▶ Set task
Give the data again exactly as written, skipping any pictures.

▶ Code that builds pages
========================================================================
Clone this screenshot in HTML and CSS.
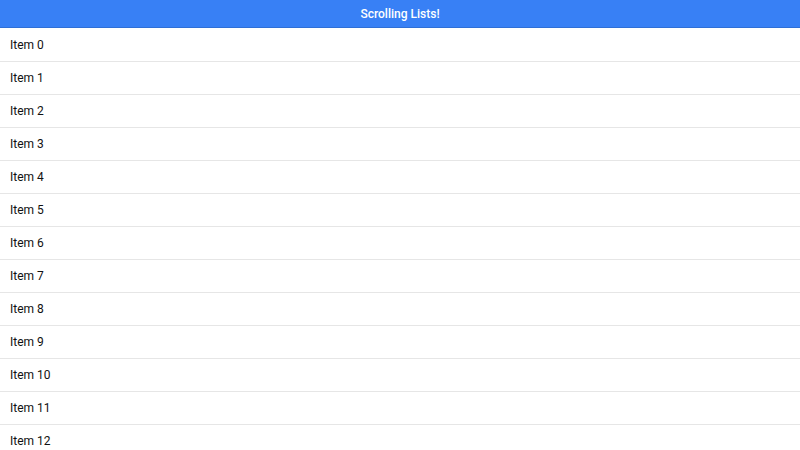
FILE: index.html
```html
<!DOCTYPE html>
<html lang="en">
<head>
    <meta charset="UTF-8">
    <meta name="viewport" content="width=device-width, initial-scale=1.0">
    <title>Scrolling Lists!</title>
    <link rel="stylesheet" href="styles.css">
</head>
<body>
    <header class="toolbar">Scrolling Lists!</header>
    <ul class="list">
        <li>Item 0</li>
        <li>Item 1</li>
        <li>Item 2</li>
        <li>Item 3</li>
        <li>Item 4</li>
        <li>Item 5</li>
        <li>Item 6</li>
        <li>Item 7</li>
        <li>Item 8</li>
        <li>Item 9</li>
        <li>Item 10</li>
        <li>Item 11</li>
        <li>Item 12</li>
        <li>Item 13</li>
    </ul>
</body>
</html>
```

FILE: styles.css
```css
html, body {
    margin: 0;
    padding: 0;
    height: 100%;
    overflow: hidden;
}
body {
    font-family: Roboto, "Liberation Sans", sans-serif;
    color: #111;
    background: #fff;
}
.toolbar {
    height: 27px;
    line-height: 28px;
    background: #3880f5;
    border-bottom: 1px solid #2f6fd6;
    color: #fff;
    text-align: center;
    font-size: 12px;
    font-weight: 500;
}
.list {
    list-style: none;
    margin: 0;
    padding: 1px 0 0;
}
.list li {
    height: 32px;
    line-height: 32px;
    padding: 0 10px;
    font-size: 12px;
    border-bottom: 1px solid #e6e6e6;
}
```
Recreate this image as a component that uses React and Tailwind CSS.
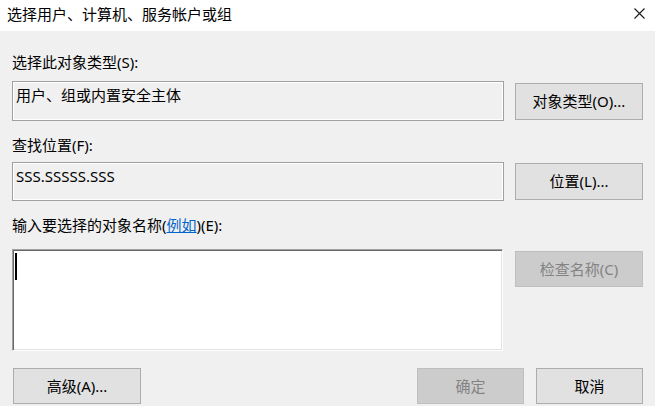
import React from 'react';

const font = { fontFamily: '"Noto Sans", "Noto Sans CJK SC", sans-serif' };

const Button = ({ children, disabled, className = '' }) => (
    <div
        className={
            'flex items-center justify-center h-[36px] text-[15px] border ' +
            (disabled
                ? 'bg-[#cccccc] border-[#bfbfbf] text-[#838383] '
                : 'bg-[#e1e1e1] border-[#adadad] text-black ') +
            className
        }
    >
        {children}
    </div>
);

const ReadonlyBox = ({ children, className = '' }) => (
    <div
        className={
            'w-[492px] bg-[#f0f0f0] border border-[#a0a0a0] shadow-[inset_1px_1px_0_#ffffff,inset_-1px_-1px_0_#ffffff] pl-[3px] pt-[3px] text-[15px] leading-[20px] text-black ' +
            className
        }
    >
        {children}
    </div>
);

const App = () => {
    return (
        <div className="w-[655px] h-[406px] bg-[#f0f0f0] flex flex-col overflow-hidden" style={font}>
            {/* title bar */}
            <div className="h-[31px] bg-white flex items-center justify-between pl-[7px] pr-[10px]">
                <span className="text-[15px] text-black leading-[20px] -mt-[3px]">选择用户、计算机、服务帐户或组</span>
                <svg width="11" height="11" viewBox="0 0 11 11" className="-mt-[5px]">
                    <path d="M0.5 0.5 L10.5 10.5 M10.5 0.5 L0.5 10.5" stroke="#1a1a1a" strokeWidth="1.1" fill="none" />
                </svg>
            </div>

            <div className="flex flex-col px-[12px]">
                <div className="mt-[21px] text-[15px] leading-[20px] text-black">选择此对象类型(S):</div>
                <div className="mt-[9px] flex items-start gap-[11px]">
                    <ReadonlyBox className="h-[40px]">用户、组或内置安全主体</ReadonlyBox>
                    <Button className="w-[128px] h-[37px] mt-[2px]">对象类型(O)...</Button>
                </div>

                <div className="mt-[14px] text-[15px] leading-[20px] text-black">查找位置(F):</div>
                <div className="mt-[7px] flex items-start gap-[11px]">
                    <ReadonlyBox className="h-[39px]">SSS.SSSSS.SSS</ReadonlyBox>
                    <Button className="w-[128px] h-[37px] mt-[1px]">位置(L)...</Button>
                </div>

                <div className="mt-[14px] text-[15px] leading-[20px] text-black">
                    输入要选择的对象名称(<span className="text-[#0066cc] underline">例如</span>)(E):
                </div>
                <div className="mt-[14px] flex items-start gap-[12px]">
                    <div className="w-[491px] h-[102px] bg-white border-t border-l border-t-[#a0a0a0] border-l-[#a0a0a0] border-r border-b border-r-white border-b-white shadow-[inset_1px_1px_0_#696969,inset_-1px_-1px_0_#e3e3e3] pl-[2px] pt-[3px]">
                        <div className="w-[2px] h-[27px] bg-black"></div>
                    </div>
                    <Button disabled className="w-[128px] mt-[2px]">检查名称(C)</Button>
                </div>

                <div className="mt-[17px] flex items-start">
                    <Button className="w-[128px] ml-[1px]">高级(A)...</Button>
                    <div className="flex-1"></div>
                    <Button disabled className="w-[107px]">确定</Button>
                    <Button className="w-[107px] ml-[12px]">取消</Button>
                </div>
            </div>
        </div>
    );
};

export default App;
========================================================================
▶ The reply
Clone this screenshot in HTML and CSS.
FILE: index.html
```html
<!DOCTYPE html>
<html lang="en">
<head>
    <meta charset="UTF-8">
    <meta name="viewport" content="width=device-width, initial-scale=1.0">
    <title>Scrolling Lists!</title>
    <link rel="stylesheet" href="styles.css">
</head>
<body>
    <header class="toolbar">Scrolling Lists!</header>
    <ul class="list">
        <li>Item 0</li>
        <li>Item 1</li>
        <li>Item 2</li>
        <li>Item 3</li>
        <li>Item 4</li>
        <li>Item 5</li>
        <li>Item 6</li>
        <li>Item 7</li>
        <li>Item 8</li>
        <li>Item 9</li>
        <li>Item 10</li>
        <li>Item 11</li>
        <li>Item 12</li>
        <li>Item 13</li>
    </ul>
</body>
</html>
```

FILE: styles.css
```css
html, body {
    margin: 0;
    padding: 0;
    height: 100%;
    overflow: hidden;
}
body {
    font-family: Roboto, "Liberation Sans", sans-serif;
    color: #111;
    background: #fff;
}
.toolbar {
    height: 27px;
    line-height: 28px;
    background: #3880f5;
    border-bottom: 1px solid #2f6fd6;
    color: #fff;
    text-align: center;
    font-size: 12px;
    font-weight: 500;
}
.list {
    list-style: none;
    margin: 0;
    padding: 1px 0 0;
}
.list li {
    height: 32px;
    line-height: 32px;
    padding: 0 10px;
    font-size: 12px;
    border-bottom: 1px solid #e6e6e6;
}
```
Recreate this image as a component that uses React and Tailwind CSS.
import React from 'react';

const font = { fontFamily: '"Noto Sans", "Noto Sans CJK SC", sans-serif' };

const Button = ({ children, disabled, className = '' }) => (
    <div
        className={
            'flex items-center justify-center h-[36px] text-[15px] border ' +
            (disabled
                ? 'bg-[#cccccc] border-[#bfbfbf] text-[#838383] '
                : 'bg-[#e1e1e1] border-[#adadad] text-black ') +
            className
        }
    >
        {children}
    </div>
);

const ReadonlyBox = ({ children, className = '' }) => (
    <div
        className={
            'w-[492px] bg-[#f0f0f0] border border-[#a0a0a0] shadow-[inset_1px_1px_0_#ffffff,inset_-1px_-1px_0_#ffffff] pl-[3px] pt-[3px] text-[15px] leading-[20px] text-black ' +
            className
        }
    >
        {children}
    </div>
);

const App = () => {
    return (
        <div className="w-[655px] h-[406px] bg-[#f0f0f0] flex flex-col overflow-hidden" style={font}>
            {/* title bar */}
            <div className="h-[31px] bg-white flex items-center justify-between pl-[7px] pr-[10px]">
                <span className="text-[15px] text-black leading-[20px] -mt-[3px]">选择用户、计算机、服务帐户或组</span>
                <svg width="11" height="11" viewBox="0 0 11 11" className="-mt-[5px]">
                    <path d="M0.5 0.5 L10.5 10.5 M10.5 0.5 L0.5 10.5" stroke="#1a1a1a" strokeWidth="1.1" fill="none" />
                </svg>
            </div>

            <div className="flex flex-col px-[12px]">
                <div className="mt-[21px] text-[15px] leading-[20px] text-black">选择此对象类型(S):</div>
                <div className="mt-[9px] flex items-start gap-[11px]">
                    <ReadonlyBox className="h-[40px]">用户、组或内置安全主体</ReadonlyBox>
                    <Button className="w-[128px] h-[37px] mt-[2px]">对象类型(O)...</Button>
                </div>

                <div className="mt-[14px] text-[15px] leading-[20px] text-black">查找位置(F):</div>
                <div className="mt-[7px] flex items-start gap-[11px]">
                    <ReadonlyBox className="h-[39px]">SSS.SSSSS.SSS</ReadonlyBox>
                    <Button className="w-[128px] h-[37px] mt-[1px]">位置(L)...</Button>
                </div>

                <div className="mt-[14px] text-[15px] leading-[20px] text-black">
                    输入要选择的对象名称(<span className="text-[#0066cc] underline">例如</span>)(E):
                </div>
                <div className="mt-[14px] flex items-start gap-[12px]">
                    <div className="w-[491px] h-[102px] bg-white border-t border-l border-t-[#a0a0a0] border-l-[#a0a0a0] border-r border-b border-r-white border-b-white shadow-[inset_1px_1px_0_#696969,inset_-1px_-1px_0_#e3e3e3] pl-[2px] pt-[3px]">
                        <div className="w-[2px] h-[27px] bg-black"></div>
                    </div>
                    <Button disabled className="w-[128px] mt-[2px]">检查名称(C)</Button>
                </div>

                <div className="mt-[17px] flex items-start">
                    <Button className="w-[128px] ml-[1px]">高级(A)...</Button>
                    <div className="flex-1"></div>
                    <Button disabled className="w-[107px]">确定</Button>
                    <Button className="w-[107px] ml-[12px]">取消</Button>
                </div>
            </div>
        </div>
    );
};

export default App;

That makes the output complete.